El placer de conducir
A todas estas emociones se unía, por supuesto que para el conductor, y con cierta aprensión para los pasajeros, el puro y simple manejo del coche: temperamentales motores de carburador (ya se sabe: que si la bomba de gasolina hace vapor-lock, que si su membrana se perfora, que si la cuba se desborda, que si hielo en el difusor en tiempo frío), cambios de tres o cuatro marchas mal sincronizadas, suspensiones de geometría más o menos dudosa, muchos modelos del tipo “todo atrás”, y frenos de tambor (los mismos que, a su vez, traían los camiones pescateros cargados a tope y bajando un puerto). No cabe duda de que viajar en estas condiciones resultaba, sin duda alguna, mucho más estimulante, e incluso emocionante, que ahora.
Y es que ahora, con un simple turbodiésel de 110 CV, de los que hay una oferta casi inacabable, no supone la menor heroicidad hacer el mismo viaje no ya en el día, sino llamar por teléfono, bien sea a la familia y decir que vamos a “pegar la gorra” y comer en su casa, o quedar a las 14.00 horas en el restaurante de moda para atizarnos una buena mariscada en una “comida de negocios” (si la crisis lo permite).
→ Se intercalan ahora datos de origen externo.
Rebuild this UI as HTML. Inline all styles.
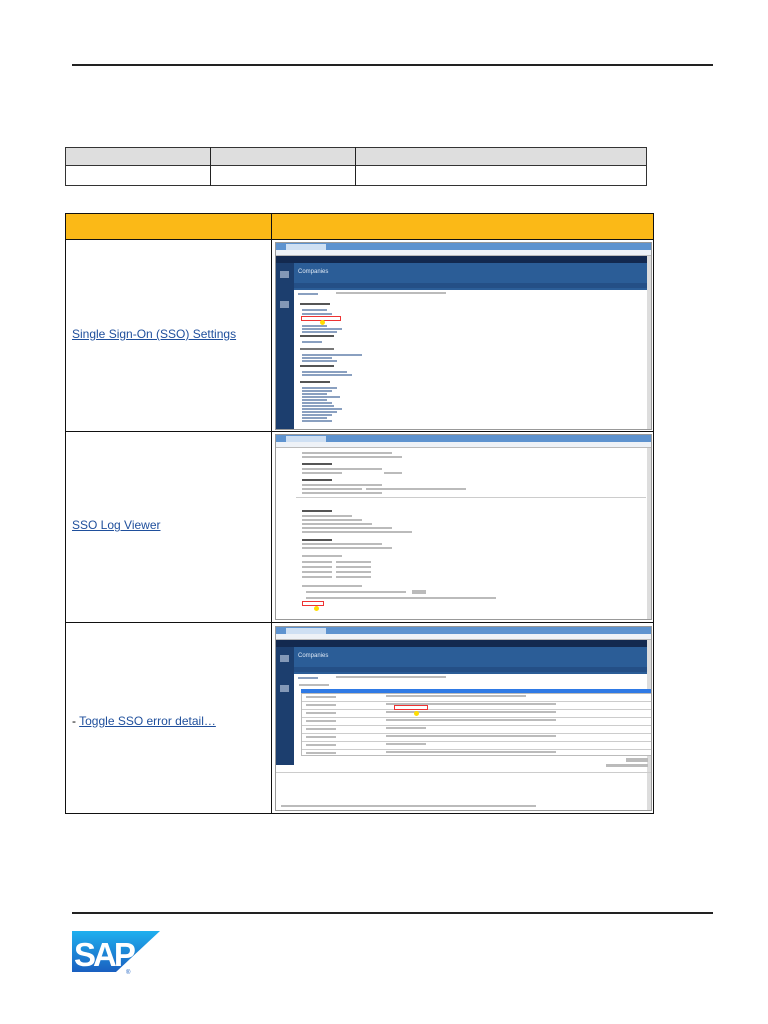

Y es que, para cubrir esos 610 km, no hacen falta más allá de cinco horas y media, lo que supone un promedio de 110 km/h, perfectamente realizable viajando a 130 km/h reales, a salvo del proceloso radar, al menos por el momento. Así que, arrancando de casa a las 08.00, llegamos a la cita a las 14.00, dando un cuarto de hora de margen tanto a la salida como a la entrada para eventuales situaciones de tráfico lento. Eso sí, el conductor llega bastante aburrido, después de haber cubierto más del 90% del kilometraje en quinta o sexta marcha, en función del cambio que lleve su coche.
Naturalmente, de parar a comer en Villacastín ya nadie se acuerda; y no ya porque el Parador está cerrado (siguen quedando otros sitios donde comer), sino porque ¿a quién se le va a ocurrir pararse después de haber recorrido tan solo 90 km? En fin, así están las cosas; pero el automóvil ha sido, es, y seguirá siendo un objeto de auténtica fascinación para quienes lo aman o simplemente lo utilizan con un mínimo de cariño. De él, de su conducción, de su uso deportivo, del tráfico, de los entresijos de su tecnología y de todo lo que se cuadre, seguiremos hablando en este blog; se admiten ideas.